Looking ahead to next year, we are most excited about entering a true scaling phase for OpenCHS—expanding deployments, strengthening our AI capabilities across countries, and positioning the platform as regional digital public infrastructure for child protection and survivor support.
One of our main goals is to grow OpenCHS into additional operational contexts through a phased approach with government and UNICEF partnerships. Countries such as Eswatini (Swaziland) and South Sudan are high on our wish list, where stronger digital helpline and case management systems could significantly improve protection response. Our aim is to work with UNICEF and national stakeholders to explore adoption pathways and support gradual rollout as readiness and resources align.
We are also focused on moving beyond our initial AI prototyping work in Tanzania. Over the next year, we want to adapt and train models for other countries where OpenCHS is already operational, ensuring that AI performance reflects local languages, workflows, and protection realities across diverse contexts.
Another major goal is to strengthen OpenCHS as a regional technical support and implementation partner for Africa. As more governments adopt digital case management and AI-enabled helpline services, there is a growing need for trusted regional expertise in deployment, safeguarding, training, and long-term system maintenance.
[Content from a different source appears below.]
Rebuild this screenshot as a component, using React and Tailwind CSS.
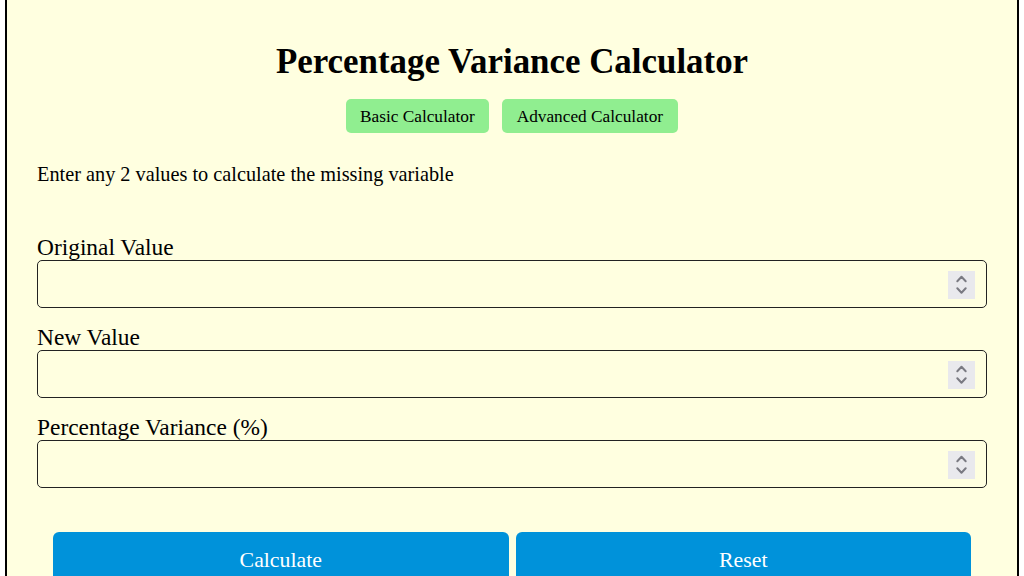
import React from "react";

function Spinner() {
  return (
    <div className="absolute right-[11px] top-[10px] w-[27px] h-[28px] bg-[#e9e9ed]">
      <svg width="27" height="28" viewBox="0 0 27 28" fill="none">
        <polyline points="9.3,10.2 13.5,5.8 17.7,10.2" stroke="#7a7a82" strokeWidth="2" strokeLinecap="round" strokeLinejoin="round" />
        <polyline points="9.3,17.3 13.5,21.7 17.7,17.3" stroke="#7a7a82" strokeWidth="2" strokeLinecap="round" strokeLinejoin="round" />
      </svg>
    </div>
  );
}

function Field({ label }) {
  return (
    <div className="flex flex-col">
      <label className="block pt-[3px] text-[23.4px] leading-[25px] text-black">{label}</label>
      <div className="relative h-[48px] rounded-[5px] border border-[#222] bg-[#ffffe0]">
        <input type="text" className="h-full w-full bg-transparent px-[10px] outline-none" />
        <Spinner />
      </div>
    </div>
  );
}

export default function App() {
  return (
    <div className="min-h-screen bg-white font-['Liberation_Serif','Times_New_Roman',serif]">
      <div className="mx-[5px] min-h-[576px] border-x-2 border-black bg-[#ffffe0] px-[30px] pt-[42px] pb-10">
        <h1 className="text-center text-[34.9px] font-bold leading-[40px] text-black">
          Percentage Variance Calculator
        </h1>
        <div className="mt-[17px] flex justify-center gap-[13px]">
          <button className="h-[34px] rounded-[5px] bg-[#90ee90] pt-[1px] px-[14px] text-[17.3px] text-black">
            Basic Calculator
          </button>
          <button className="h-[34px] rounded-[5px] bg-[#90ee90] pt-[1px] px-[15px] text-[17.3px] text-black">
            Advanced Calculator
          </button>
        </div>
        <p className="mt-[29px] text-[20.3px] leading-[24px] text-black">
          Enter any 2 values to calculate the missing variable
        </p>
        <div className="mt-[46px] flex flex-col gap-[14px]">
          <Field label="Original Value" />
          <Field label="New Value" />
          <Field label="Percentage Variance (%)" />
        </div>
        <div className="mt-[44px] flex gap-[7px] px-4">
          <button className="flex-1 rounded-[6px] bg-[#0092da] pt-[12px] pb-[16px] text-[21.8px] text-white">
            Calculate
          </button>
          <button className="flex-1 rounded-[6px] bg-[#0092da] pt-[12px] pb-[16px] text-[21.8px] text-white">
            Reset
          </button>
        </div>
      </div>
    </div>
  );
}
We want OpenCHS to play that role.
Finally, we will continue investing in our position as a leading Digital Public Good—expanding open-source collaboration, improving interoperability with national systems, and ensuring that countries can adopt and sustainably own the platform without vendor lock-in.
Overall, next year is about scaling responsibly: supporting phased expansion into new countries, strengthening AI across deployments, and building the institutional foundation for OpenCHS to serve as shared protection infrastructure across Africa.
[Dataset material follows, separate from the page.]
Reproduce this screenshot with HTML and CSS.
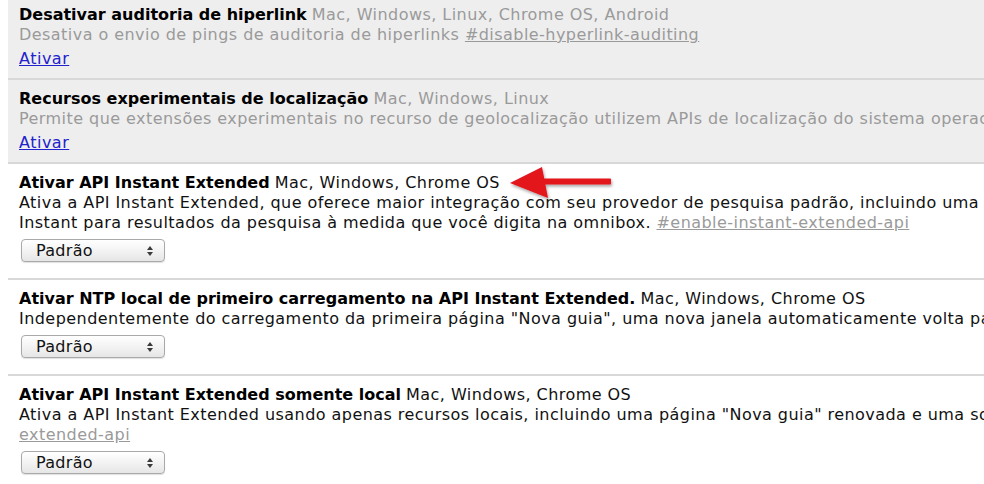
FILE: index.html
```html
<!DOCTYPE html>
<html lang="pt-BR">
<head>
<meta charset="utf-8">
<title>Experimentos</title>
<link rel="stylesheet" href="styles.css">
</head>
<body>
<div class="page">
  <section class="exp off">
    <div class="exp-head"><span class="name">Desativar auditoria de hiperlink</span> <span class="plat">Mac, Windows, Linux, Chrome OS, Android</span></div>
    <div class="exp-desc">Desativa o envio de pings de auditoria de hiperlinks <a class="perm" href="#">#disable-hyperlink-auditing</a></div>
    <a class="act" href="#">Ativar</a>
  </section>
  <section class="exp off">
    <div class="exp-head"><span class="name">Recursos experimentais de localização</span> <span class="plat">Mac, Windows, Linux</span></div>
    <div class="exp-desc">Permite que extensões experimentais no recurso de geolocalização utilizem APIs de localização do sistema operacional</div>
    <a class="act" href="#">Ativar</a>
  </section>
  <section class="exp">
    <div class="exp-head"><span class="name">Ativar API Instant Extended</span> <span class="plat">Mac, Windows, Chrome OS</span></div>
    <div class="exp-desc">Ativa a API Instant Extended, que oferece maior integração com seu provedor de pesquisa padrão, incluindo uma</div>
    <div class="exp-desc">Instant para resultados da pesquisa à medida que você digita na omnibox. <a class="perm" href="#">#enable-instant-extended-api</a></div>
    <div class="exp-select"><span>Padrão</span><svg class="updown" width="8" height="12" viewBox="0 0 8 12"><path d="M4 1 L7 5 L1 5 Z M4 11 L7 7 L1 7 Z" fill="#3a3a3a"/></svg></div>
  </section>
  <section class="exp">
    <div class="exp-head"><span class="name">Ativar NTP local de primeiro carregamento na API Instant Extended.</span> <span class="plat">Mac, Windows, Chrome OS</span></div>
    <div class="exp-desc">Independentemente do carregamento da primeira página "Nova guia", uma nova janela automaticamente volta para</div>
    <div class="exp-select"><span>Padrão</span><svg class="updown" width="8" height="12" viewBox="0 0 8 12"><path d="M4 1 L7 5 L1 5 Z M4 11 L7 7 L1 7 Z" fill="#3a3a3a"/></svg></div>
  </section>
  <section class="exp">
    <div class="exp-head"><span class="name">Ativar API Instant Extended somente local</span> <span class="plat">Mac, Windows, Chrome OS</span></div>
    <div class="exp-desc">Ativa a API Instant Extended usando apenas recursos locais, incluindo uma página "Nova guia" renovada e uma sobreposição</div>
    <div class="exp-desc"><a class="perm" href="#">extended-api</a></div>
    <div class="exp-select"><span>Padrão</span><svg class="updown" width="8" height="12" viewBox="0 0 8 12"><path d="M4 1 L7 5 L1 5 Z M4 11 L7 7 L1 7 Z" fill="#3a3a3a"/></svg></div>
  </section>
</div>
<svg class="pointer" width="130" height="50" viewBox="0 0 130 50">
  <defs>
    <filter id="sh" x="-20%" y="-40%" width="140%" height="180%">
      <feDropShadow dx="1" dy="2" stdDeviation="1.5" flood-color="#000" flood-opacity="0.35"/>
    </filter>
  </defs>
  <g filter="url(#sh)" fill="#e3141b">
    <path d="M10 23 L42 7 L48 38 Z"/>
    <rect x="38" y="18.5" width="73" height="6" rx="1"/>
  </g>
</svg>
</body>
</html>
```
FILE: styles.css
```css
html, body {
  margin: 0;
  padding: 0;
  overflow: hidden;
  background: #fff;
}
body {
  position: relative;
  font-family: "DejaVu Sans", "Verdana", sans-serif;
  font-size: 16px;
  line-height: 20px;
  color: #111;
}
.page {
  margin: -4px 0 0 8px;
  width: 1600px;
}
.exp {
  padding: 9px 11px;
  border-bottom: 2px solid #d8d8d8;
  background: #fff;
}
.exp.off {
  background: #eeeeee;
  color: #9a9a9a;
}
.exp-head,
.exp-desc {
  white-space: nowrap;
}
.name {
  font-weight: bold;
  color: #000;
}
.plat,
.exp-desc {
  letter-spacing: 0.45px;
}
.perm {
  color: #9a9a9a;
  text-decoration: underline;
}
.act {
  display: inline-block;
  margin-top: 4px;
  color: #2222cc;
  letter-spacing: 0.5px;
  text-decoration: underline;
}
.exp-select {
  display: flex;
  align-items: center;
  justify-content: space-between;
  box-sizing: border-box;
  width: 144px;
  height: 23px;
  margin: 6px 0 7px 2px;
  padding: 0 10px 0 14px;
  border: 1px solid #a9a9a9;
  border-radius: 4px;
  background: linear-gradient(#ffffff, #f3f3f3 50%, #e6e6e6);
  box-shadow: 0 1px 1px rgba(0,0,0,0.12);
  color: #111;
  letter-spacing: 0.3px;
}
.updown {
  display: block;
}
.pointer {
  position: absolute;
  left: 500px;
  top: 160px;
}
```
How has the UNICEF Venture Fund supported your solution beyond financing?
The UNICEF Venture Fund has been instrumental in accelerating the growth of OpenCHS over the past year. Beyond the financing, the Fund provided strategic support that helped us strengthen not only the technology, but also the business and operational foundations needed for long-term scale.
A key area of value was guidance on our business model and go-to-market approach. The Fund helped us refine our strategy away from traditional licensing and toward a partnership-driven model focused on government adoption, implementation support, capacity building, and long-term institutional ownership. This has shaped how we approach sales and growth—prioritizing trust, integration, and sustainability within public protection systems.
The Fund also strengthened our development practices. Through structured milestones and mentorship, we improved our engineering discipline, introduced stronger QA processes, expanded automated testing, and built more reliable deployment pipelines—ensuring the platform can operate as production-grade infrastructure.
In addition, UNICEF’s emphasis on privacy, safeguarding, and open-source accountability pushed us to mature significantly in these areas. We improved our compliance with Data Protection Guidelines, formalized governance and contribution structures, and established OpenCHS as a transparent digital public good that governments can adopt without vendor lock-in.
Finally, the Fund provided critical guidance on responsible AI. This support helped us prototype the AI Service in a careful, human-centered way—integrating transcription, translation, summarization, and triage insights into helpline workflows while ensuring human oversight, quality assurance, and ethical safeguards remain central.
Overall, the Venture Fund delivered far more than capital: it provided mentorship, accountability, credibility, and strategic direction across business, technology, privacy, open source, and responsible AI—positioning OpenCHS for sustainable growth and impact across Africa.